To the Editor: In summer 2005 I taught an upper-division university class in abnormal psychology. To link the lectures with the outside world and to put human faces on the DSM disorders, I arranged a field trip to a 1,100-bed state hospital. I also decided to do a before-and-after study of tour participants and to use students in the class who did not go on the tour as a control group.
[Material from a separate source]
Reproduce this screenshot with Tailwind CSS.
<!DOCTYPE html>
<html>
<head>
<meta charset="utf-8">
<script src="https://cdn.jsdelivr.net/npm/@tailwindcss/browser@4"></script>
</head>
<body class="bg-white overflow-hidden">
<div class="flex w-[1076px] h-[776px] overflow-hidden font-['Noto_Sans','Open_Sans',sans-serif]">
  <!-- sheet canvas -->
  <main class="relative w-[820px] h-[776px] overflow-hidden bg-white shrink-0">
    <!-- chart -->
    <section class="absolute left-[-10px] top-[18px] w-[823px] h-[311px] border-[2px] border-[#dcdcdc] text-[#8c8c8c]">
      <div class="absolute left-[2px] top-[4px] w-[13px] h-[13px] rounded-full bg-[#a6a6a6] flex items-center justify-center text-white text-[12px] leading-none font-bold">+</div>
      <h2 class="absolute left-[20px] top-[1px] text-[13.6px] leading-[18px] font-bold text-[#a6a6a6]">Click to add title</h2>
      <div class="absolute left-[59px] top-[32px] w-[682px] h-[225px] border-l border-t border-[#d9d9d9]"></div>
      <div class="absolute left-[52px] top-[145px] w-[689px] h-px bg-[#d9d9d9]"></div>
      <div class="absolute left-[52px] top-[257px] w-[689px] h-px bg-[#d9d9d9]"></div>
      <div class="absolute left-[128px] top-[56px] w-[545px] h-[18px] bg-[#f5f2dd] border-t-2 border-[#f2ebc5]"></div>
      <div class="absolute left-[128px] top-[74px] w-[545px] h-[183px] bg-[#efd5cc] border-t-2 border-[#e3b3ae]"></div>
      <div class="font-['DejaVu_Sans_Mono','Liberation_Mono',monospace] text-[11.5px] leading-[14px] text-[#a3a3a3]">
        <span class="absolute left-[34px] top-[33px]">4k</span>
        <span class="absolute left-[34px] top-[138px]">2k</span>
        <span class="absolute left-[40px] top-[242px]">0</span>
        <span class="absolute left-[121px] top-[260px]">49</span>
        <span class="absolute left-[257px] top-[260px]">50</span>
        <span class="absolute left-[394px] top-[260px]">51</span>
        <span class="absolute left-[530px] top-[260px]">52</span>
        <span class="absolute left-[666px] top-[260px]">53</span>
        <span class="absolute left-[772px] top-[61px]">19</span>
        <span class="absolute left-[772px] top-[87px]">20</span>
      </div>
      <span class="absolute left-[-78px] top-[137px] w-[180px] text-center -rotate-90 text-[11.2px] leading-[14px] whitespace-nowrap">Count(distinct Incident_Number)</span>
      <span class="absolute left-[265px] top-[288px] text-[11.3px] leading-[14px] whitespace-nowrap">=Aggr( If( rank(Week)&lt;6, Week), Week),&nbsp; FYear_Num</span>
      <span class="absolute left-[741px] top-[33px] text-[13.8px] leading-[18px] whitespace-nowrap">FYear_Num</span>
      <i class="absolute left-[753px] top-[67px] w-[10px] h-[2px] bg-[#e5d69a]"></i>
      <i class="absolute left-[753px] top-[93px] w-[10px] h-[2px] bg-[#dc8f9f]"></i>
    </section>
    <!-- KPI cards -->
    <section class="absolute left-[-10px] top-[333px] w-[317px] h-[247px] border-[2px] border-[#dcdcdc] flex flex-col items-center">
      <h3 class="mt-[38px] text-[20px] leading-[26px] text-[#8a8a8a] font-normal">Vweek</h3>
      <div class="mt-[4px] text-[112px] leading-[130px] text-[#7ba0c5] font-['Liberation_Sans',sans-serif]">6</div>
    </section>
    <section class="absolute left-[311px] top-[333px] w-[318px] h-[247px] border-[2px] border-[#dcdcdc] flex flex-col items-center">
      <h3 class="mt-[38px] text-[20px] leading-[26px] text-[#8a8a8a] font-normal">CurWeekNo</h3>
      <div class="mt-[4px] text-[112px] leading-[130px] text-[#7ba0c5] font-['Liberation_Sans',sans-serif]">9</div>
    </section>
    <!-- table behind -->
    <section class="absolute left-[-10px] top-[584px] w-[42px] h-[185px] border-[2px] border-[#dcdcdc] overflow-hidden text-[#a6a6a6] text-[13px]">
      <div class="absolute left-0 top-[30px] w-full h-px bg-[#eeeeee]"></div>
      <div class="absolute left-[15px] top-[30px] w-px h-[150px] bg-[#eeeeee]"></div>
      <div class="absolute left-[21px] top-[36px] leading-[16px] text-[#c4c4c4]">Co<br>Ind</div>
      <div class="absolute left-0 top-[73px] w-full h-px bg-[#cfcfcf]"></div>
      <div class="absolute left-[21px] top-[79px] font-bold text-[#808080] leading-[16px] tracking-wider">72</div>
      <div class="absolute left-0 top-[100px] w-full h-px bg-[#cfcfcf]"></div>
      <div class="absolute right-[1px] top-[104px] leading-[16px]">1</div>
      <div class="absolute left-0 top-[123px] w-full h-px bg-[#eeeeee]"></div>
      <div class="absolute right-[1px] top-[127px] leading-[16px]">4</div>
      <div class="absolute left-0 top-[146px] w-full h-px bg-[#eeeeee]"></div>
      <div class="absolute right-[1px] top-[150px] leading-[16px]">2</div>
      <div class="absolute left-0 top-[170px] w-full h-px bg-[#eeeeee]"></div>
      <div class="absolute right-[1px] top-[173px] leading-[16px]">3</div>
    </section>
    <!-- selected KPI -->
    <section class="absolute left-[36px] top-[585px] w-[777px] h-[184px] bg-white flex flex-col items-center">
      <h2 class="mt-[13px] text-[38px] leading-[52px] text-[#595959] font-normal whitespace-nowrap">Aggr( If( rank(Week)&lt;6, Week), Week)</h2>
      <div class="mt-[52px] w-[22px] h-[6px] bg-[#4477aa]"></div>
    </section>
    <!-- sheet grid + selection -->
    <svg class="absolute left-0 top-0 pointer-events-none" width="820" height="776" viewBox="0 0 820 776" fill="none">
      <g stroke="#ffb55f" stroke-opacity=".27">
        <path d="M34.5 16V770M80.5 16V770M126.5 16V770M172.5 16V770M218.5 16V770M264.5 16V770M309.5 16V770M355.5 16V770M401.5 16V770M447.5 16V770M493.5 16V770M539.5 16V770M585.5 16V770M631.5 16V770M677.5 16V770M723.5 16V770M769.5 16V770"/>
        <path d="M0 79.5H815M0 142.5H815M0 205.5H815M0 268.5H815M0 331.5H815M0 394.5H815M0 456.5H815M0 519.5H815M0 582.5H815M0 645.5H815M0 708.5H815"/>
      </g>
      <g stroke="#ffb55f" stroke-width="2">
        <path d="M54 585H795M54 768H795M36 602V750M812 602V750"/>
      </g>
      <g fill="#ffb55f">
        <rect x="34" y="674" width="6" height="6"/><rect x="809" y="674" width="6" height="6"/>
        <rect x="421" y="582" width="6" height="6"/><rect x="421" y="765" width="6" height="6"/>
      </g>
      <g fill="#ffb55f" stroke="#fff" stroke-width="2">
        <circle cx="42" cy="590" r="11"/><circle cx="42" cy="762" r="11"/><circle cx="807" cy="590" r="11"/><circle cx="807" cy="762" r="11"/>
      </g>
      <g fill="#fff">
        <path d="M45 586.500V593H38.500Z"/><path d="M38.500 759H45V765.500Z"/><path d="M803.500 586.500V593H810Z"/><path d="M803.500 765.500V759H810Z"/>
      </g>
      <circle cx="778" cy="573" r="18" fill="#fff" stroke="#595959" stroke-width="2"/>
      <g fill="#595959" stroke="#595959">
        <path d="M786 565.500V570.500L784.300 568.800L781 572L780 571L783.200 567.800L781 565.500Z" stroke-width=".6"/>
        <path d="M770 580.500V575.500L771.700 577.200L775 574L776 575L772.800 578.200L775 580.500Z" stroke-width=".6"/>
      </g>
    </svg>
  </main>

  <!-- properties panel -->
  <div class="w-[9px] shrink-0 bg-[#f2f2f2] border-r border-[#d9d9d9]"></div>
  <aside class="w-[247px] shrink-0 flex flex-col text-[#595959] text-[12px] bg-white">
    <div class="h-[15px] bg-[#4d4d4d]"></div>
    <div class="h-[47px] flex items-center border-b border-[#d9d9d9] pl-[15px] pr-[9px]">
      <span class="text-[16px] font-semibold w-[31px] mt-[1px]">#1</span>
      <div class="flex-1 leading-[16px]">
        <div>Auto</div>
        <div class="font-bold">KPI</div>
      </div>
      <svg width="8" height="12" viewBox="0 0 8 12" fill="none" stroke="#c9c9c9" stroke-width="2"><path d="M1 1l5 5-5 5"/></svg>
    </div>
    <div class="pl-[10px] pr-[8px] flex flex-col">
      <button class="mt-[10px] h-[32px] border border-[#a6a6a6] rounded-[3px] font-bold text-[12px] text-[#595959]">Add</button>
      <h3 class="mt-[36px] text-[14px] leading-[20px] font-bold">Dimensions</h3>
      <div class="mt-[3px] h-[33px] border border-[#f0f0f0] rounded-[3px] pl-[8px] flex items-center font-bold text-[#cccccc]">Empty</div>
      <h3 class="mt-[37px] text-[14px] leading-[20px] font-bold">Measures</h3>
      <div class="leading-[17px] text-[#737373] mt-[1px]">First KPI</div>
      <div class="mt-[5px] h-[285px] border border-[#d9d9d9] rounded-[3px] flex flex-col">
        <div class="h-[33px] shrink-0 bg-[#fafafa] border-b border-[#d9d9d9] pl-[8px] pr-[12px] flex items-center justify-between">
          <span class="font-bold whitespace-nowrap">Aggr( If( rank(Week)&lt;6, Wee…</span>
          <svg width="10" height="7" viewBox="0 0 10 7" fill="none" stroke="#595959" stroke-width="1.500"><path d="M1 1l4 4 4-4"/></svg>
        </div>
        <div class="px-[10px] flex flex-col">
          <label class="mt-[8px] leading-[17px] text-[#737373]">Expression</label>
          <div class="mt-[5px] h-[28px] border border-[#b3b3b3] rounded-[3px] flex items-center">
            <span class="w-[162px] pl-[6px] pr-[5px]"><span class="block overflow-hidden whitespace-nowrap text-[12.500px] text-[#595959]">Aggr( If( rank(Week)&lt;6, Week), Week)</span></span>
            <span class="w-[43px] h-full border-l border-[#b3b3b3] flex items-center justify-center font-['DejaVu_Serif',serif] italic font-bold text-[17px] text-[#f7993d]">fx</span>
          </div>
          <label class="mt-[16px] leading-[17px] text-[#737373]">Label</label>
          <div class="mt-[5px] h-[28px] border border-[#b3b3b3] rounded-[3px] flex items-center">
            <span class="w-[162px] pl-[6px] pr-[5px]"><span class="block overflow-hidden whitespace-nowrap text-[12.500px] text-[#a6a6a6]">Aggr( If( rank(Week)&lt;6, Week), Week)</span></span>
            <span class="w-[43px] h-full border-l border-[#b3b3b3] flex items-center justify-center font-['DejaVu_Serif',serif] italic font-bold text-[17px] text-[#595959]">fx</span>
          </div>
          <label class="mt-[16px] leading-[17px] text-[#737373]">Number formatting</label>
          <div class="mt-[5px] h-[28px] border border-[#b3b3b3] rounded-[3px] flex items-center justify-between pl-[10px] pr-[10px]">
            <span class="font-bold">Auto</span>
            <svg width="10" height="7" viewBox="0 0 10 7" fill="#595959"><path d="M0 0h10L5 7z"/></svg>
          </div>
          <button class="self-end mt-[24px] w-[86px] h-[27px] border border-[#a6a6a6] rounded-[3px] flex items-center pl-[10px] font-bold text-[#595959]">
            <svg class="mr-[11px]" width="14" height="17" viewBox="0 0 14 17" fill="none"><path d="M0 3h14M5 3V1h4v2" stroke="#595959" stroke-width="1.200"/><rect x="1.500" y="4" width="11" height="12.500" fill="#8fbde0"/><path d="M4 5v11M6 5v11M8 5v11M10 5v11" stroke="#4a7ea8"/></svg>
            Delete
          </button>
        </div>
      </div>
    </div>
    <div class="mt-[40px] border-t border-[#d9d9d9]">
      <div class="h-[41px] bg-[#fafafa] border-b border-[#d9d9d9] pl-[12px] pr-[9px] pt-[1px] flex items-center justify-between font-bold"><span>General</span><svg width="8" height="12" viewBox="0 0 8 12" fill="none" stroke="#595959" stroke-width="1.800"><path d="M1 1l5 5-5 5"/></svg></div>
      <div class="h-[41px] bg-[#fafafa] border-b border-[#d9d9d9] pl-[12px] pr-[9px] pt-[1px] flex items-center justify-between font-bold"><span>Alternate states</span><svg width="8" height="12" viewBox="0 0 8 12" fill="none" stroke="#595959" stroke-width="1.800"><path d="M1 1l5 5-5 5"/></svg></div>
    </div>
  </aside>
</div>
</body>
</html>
On the first day of class, before any substantive discussion of subject matter, students were asked to fill out semantic differential scales rating the hospital scheduled for the tour, the hospital's patients, and its architecture. This procedure was done to assess expectations of the students. Seven-point adjective scales were used to rate 36 items; each of the three categories rated (hospital, patients, and architecture) was rated on 12 items. For example, the hospital architecture was rated from active to passive and patients were rated from young to old. This instrument assesses the connotative meaning of objects, places, or concepts. Later in the same class period, students had the opportunity to sign up for an optional field trip to this state hospital. No significant difference was seen in favorability ratings between students who signed up and those who did not.

Ten days after the sign-up, 22 students went on the field trip, accompanied by myself and the teaching assistant. Local arrangements were made by Stephen Veit, Ph.D., and Richard Lesch, Ph.D., of the hospital staff, who also led the ward tours. Three days after the tour (a weekend and an examination intervened), the class made their ratings a second time. A total of 22 students who filled out both questionnaires did not go on the field trip.

Probably because the students were unfamiliar with the hospital, most ratings before the visit clustered around the scale midpoint (4.0). No ratings of patients averaged one scale value above or below the midpoint. Items that deviated one scale value above or below the midpoint were as follows: students expected the hospital to be large, old, orderly, clean, and calm, and they expected the hospital architecture to be old, orderly, clean, and calm.

After students went on the tour, their views changed somewhat; they viewed the hospital as being significantly larger and calmer than they had expected, and they rated the patients as being significantly calmer and more orderly. There were no changes in ratings of hospital architecture.

On the second set of ratings, compared with students who did not go on the tour, those who went on the tour rated the hospital as being significantly larger, slower, quieter, and cleaner (p<.05) and marginally calmer and more orderly (p<.10); they rated the patients as being significantly calmer and more orderly and large (p<.05) (the last probably reflecting large numbers of patients) and rated the architecture as marginally calmer and more beautiful, strong, and orderly (p<.10).

There was no "madhouse image" before or after the tour. Hospital ambiance was perceived as calm, orderly, and clean, with an overall "good" rating both before and after the tour. On the basis of the students' ratings, the tour left students with a positive and realistic image of the hospital and its staff. Subsequent comments indicated that the students greatly appreciated the opportunity to see firsthand what they were reading about in their textbook and hearing about in lectures. Students were particularly impressed by the size of the institution, the staff-patient ratio of almost 2:1, the age of some buildings, the important role played by judicial commitment in hospital admissions, and the security measures required for the tour.

Dr. Sommer is distinguished professor of psychology emeritus at the Department of Psychology, University of California, Davis.